If there are ricotta fritters with cherry juice on the menu, order them, eat them, don't share, don't talk. If your friends have ordered Torta della Nonna, or Grandmother's tart, a beautifully judged cream tart topped with toasted pine nuts, they won't be marauding anyway. They'll be too busy eating.

The beauty of this restaurant with real Italian food, polyglot wines and California desserts is that you don't worry about sharing. One visit won't do. You'll be coming back.

La TerzaRating: ***Location: 8384 W. 3rd St., Los Angeles, (323) 782-8384.

Ambience: Modern, minimal. People make the place and the food makes the people happy, so it works.

Service: The management and wine service are knowledgeable, but as yet, the wait staff can be gauche.

Price: Dinner antipasti, $9 to $16; pasta, $14 to $17; fish and meat, $24 to $38; desserts, $9.

Best dishes: Ravioli with grilled radicchio, slow-cooked pork shank, rotisserie duck, everything from the rotisserie, grilled cuttlefish, cream tart with pine nuts, fruit fritters, sauteed rapini with chile.

Wine list: The list is exceptional, with unusually high-quality wines available by the glass. Corkage, $15.

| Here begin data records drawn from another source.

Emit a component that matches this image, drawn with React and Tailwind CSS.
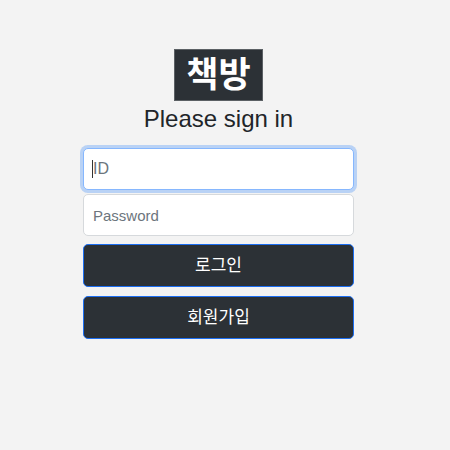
import React from 'react';

const sans = 'font-["Liberation_Sans","Noto_Sans_CJK_KR",sans-serif]';

export default function App() {
  return (
    <div className={`min-h-screen bg-[#f3f3f3] ${sans}`}>
      <div className="w-[437px] flex flex-col items-center pt-[49px]">
        {/* logo */}
        <div className="bg-[#2c3136] border border-[#5b6064] text-white font-bold text-[35px] leading-[50px] px-[11px]">
          책방
        </div>
        <h1 className="text-[24px] leading-[30px] mt-[3px] text-[#212529]">Please sign in</h1>

        <form className="w-[271px] mt-[14px] flex flex-col" onSubmit={(e) => e.preventDefault()}>
          <div className="relative">
            <input
              type="text"
              placeholder="ID"
              className="w-full h-[42px] px-[9px] bg-white border border-[#86b7fe] rounded-[5px] text-[16px] text-[#212529] placeholder:text-[#6c757d] outline-none shadow-[0_0_0_3px_rgba(13,110,253,0.25)]"
            />
            <span className="absolute left-[9px] top-[12px] w-px h-[18px] bg-[#333]" />
          </div>
          <input
            type="password"
            placeholder="Password"
            className="w-full h-[42px] mt-[4px] px-[9px] bg-white border border-[#d6d9dc] rounded-[5px] text-[15px] text-[#212529] placeholder:text-[#6c757d] outline-none"
          />
          <button
            type="submit"
            className="mt-[8px] h-[43px] bg-[#2c3136] border border-[#1c6ef2] rounded-[5px] text-white text-[17px] font-normal"
          >
            로그인
          </button>
          <button
            type="button"
            className="mt-[9px] h-[43px] bg-[#2c3136] border border-[#1c6ef2] rounded-[5px] text-white text-[17px] font-normal"
          >
            회원가입
          </button>
        </form>
      </div>
    </div>
  );
}
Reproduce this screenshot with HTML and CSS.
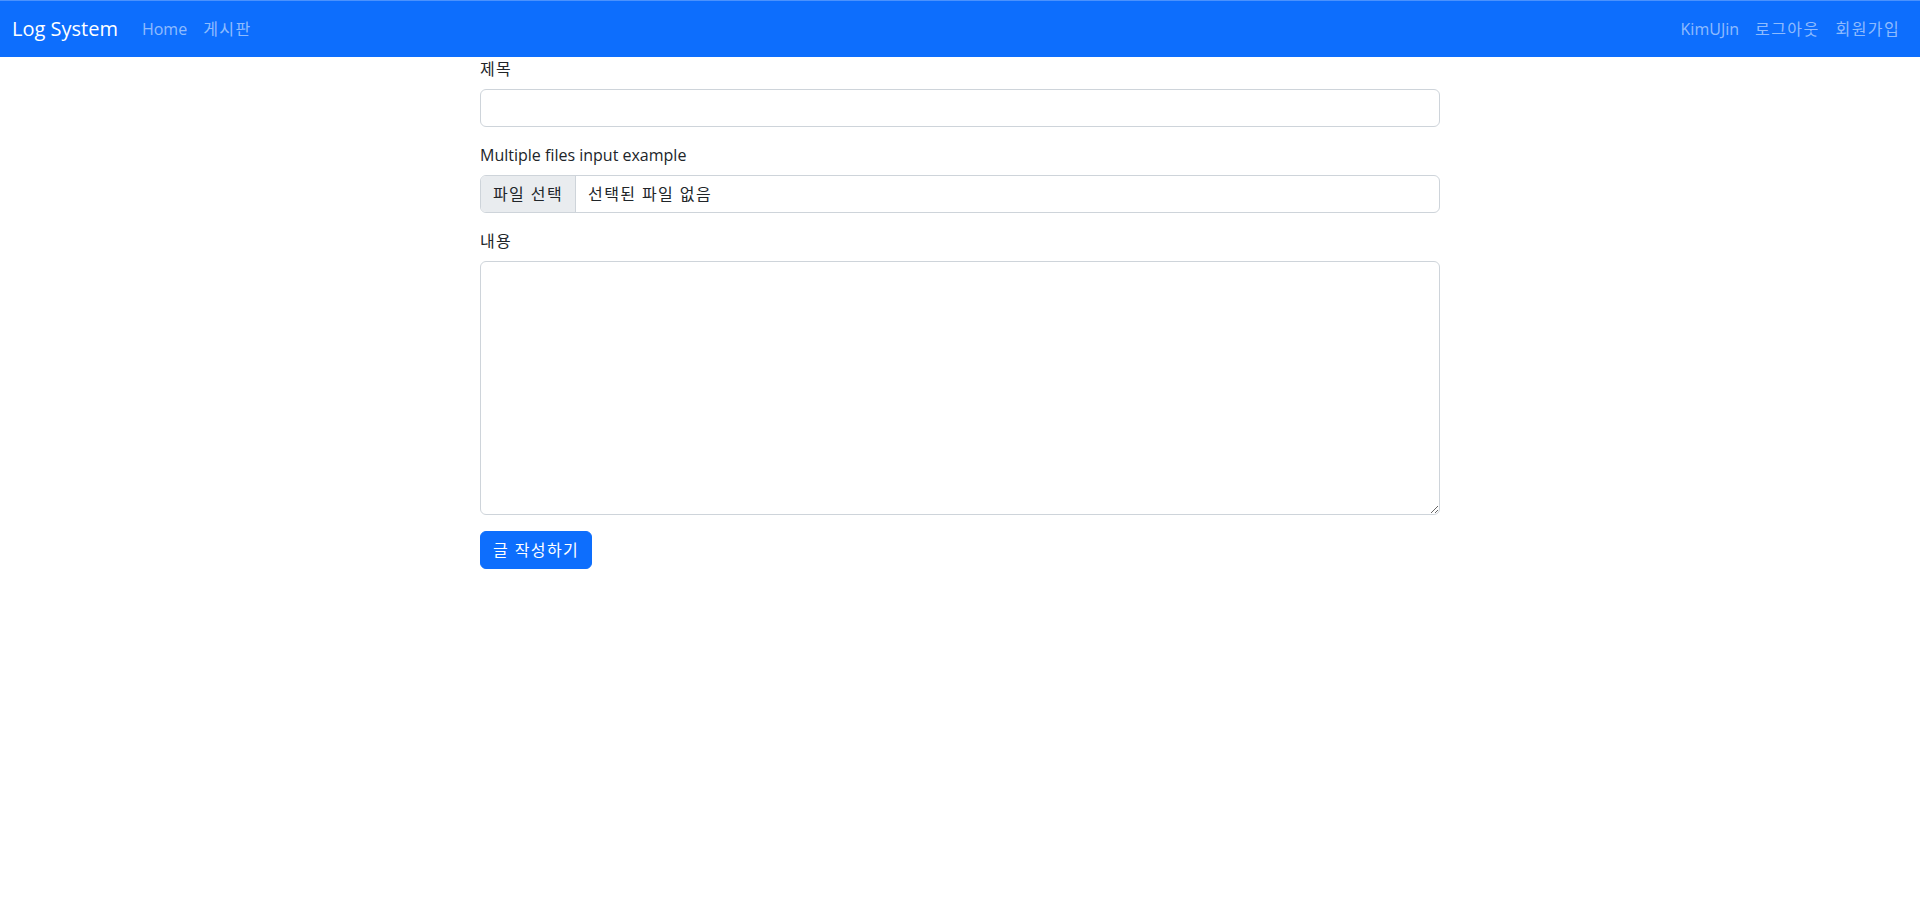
FILE: index.html
```html
<!DOCTYPE html>
<html lang="ko">
<head>
<meta charset="utf-8">
<title>Log System</title>
<link rel="stylesheet" href="styles.css">
</head>
<body>
<nav class="navbar">
  <div class="nav-inner">
    <a class="brand" href="#">Log System</a>
    <ul class="nav-list">
      <li><a class="nav-link" href="#">Home</a></li>
      <li><a class="nav-link ko" href="#">게시판</a></li>
    </ul>
    <ul class="nav-list nav-right">
      <li><a class="nav-link" href="#">KimUJin</a></li>
      <li><a class="nav-link ko" href="#">로그아웃</a></li>
      <li><a class="nav-link ko" href="#">회원가입</a></li>
    </ul>
  </div>
</nav>
<main class="container">
  <form class="write-form">
    <div class="field">
      <label class="form-label ko" for="title">제목</label>
      <input class="form-control" id="title" type="text">
    </div>
    <div class="field">
      <label class="form-label" for="files">Multiple files input example</label>
      <div class="file-control" id="files">
        <span class="file-btn ko">파일 선택</span>
        <span class="file-text ko">선택된 파일 없음</span>
      </div>
    </div>
    <div class="field">
      <label class="form-label ko" for="content">내용</label>
      <textarea class="form-control textarea" id="content"></textarea>
    </div>
    <button type="button" class="btn-primary ko">글 작성하기</button>
  </form>
</main>
</body>
</html>
```
FILE: styles.css
```css
* { box-sizing: border-box; }
body {
  margin: 0;
  font-family: "Open Sans", "Noto Sans CJK KR", sans-serif;
  font-size: 16px;
  line-height: 1.5;
  color: #212529;
  background: #fff;
}
.ko { letter-spacing: 1.4px; }
.navbar {
  background: #0d6efd;
  border-top: 1px solid #4b92fd;
  padding: 8px 0;
}
.nav-inner {
  display: flex;
  align-items: center;
  padding: 0 12px;
}
.brand {
  color: #fff;
  text-decoration: none;
  font-size: 20px;
  line-height: 30px;
  padding: 5px 0;
  margin-right: 16px;
  font-weight: 500;
}
.nav-list {
  display: flex;
  list-style: none;
  margin: 0;
  padding: 0;
}
.nav-right { margin-left: auto; }
.nav-link {
  display: block;
  padding: 8px;
  line-height: 24px;
  color: rgba(255, 255, 255, 0.55);
  text-decoration: none;
  font-size: 16px;
}
.container {
  width: 960px;
  margin: 0 auto;
}
.field { margin-bottom: 16px; }
.form-label {
  display: block;
  margin-bottom: 8px;
  font-size: 16px;
  line-height: 24px;
}
.form-control {
  display: block;
  width: 100%;
  height: 38px;
  padding: 6px 12px;
  font: inherit;
  color: #212529;
  border: 1px solid #ced4da;
  border-radius: 6px;
  background: #fff;
  outline: none;
}
.textarea {
  height: 254px;
  resize: vertical;
}
.file-control {
  display: flex;
  height: 38px;
  border: 1px solid #ced4da;
  border-radius: 6px;
  overflow: hidden;
  font-size: 16px;
  line-height: 24px;
}
.file-btn {
  background: #e9ecef;
  border-right: 1px solid #ced4da;
  padding: 6px 12px;
}
.file-text {
  padding: 6px 12px;
}
.btn-primary {
  display: inline-block;
  height: 38px;
  padding: 6px 12px;
  background: #0d6efd;
  border: 1px solid #0d6efd;
  border-radius: 6px;
  color: #fff;
  font-family: inherit;
  font-size: 16px;
  line-height: 24px;
  cursor: pointer;
}
```
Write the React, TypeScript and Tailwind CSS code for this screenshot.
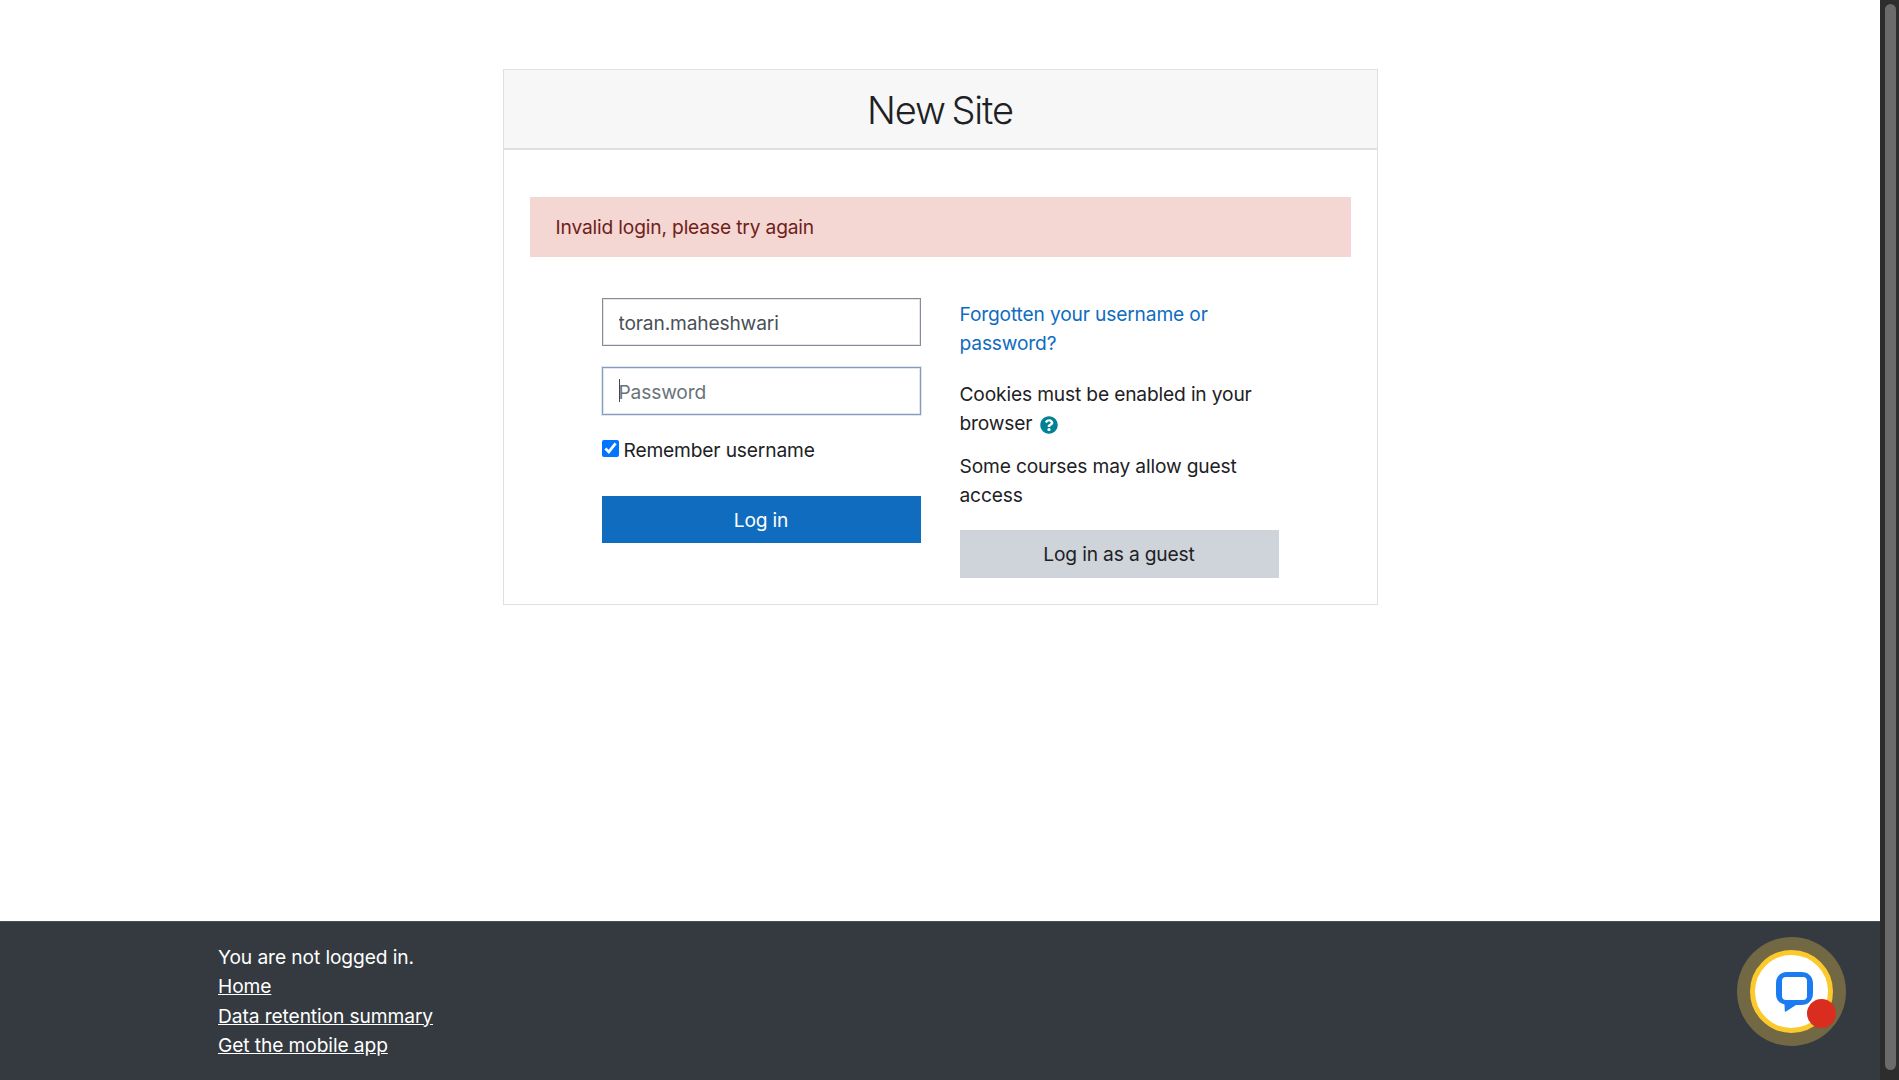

Details: Breakfast, 7 to 11:30 a.m. Monday to Saturday, 7 to 10 a.m. Sunday. Lunch, 11:30 a.m. to 2:30 p.m. Monday to Saturday. Brunch, 10 a.m. to 2:30 p.m. Sunday. Dinner, 5:30 to 11 p.m. daily. Full bar. Valet parking.

Rating is based on food, service and ambience, with price taken into account in relation to quality. ****: Outstanding on every level. ***: Excellent. **: Very good. *: Good. No star: Poor to satisfactory.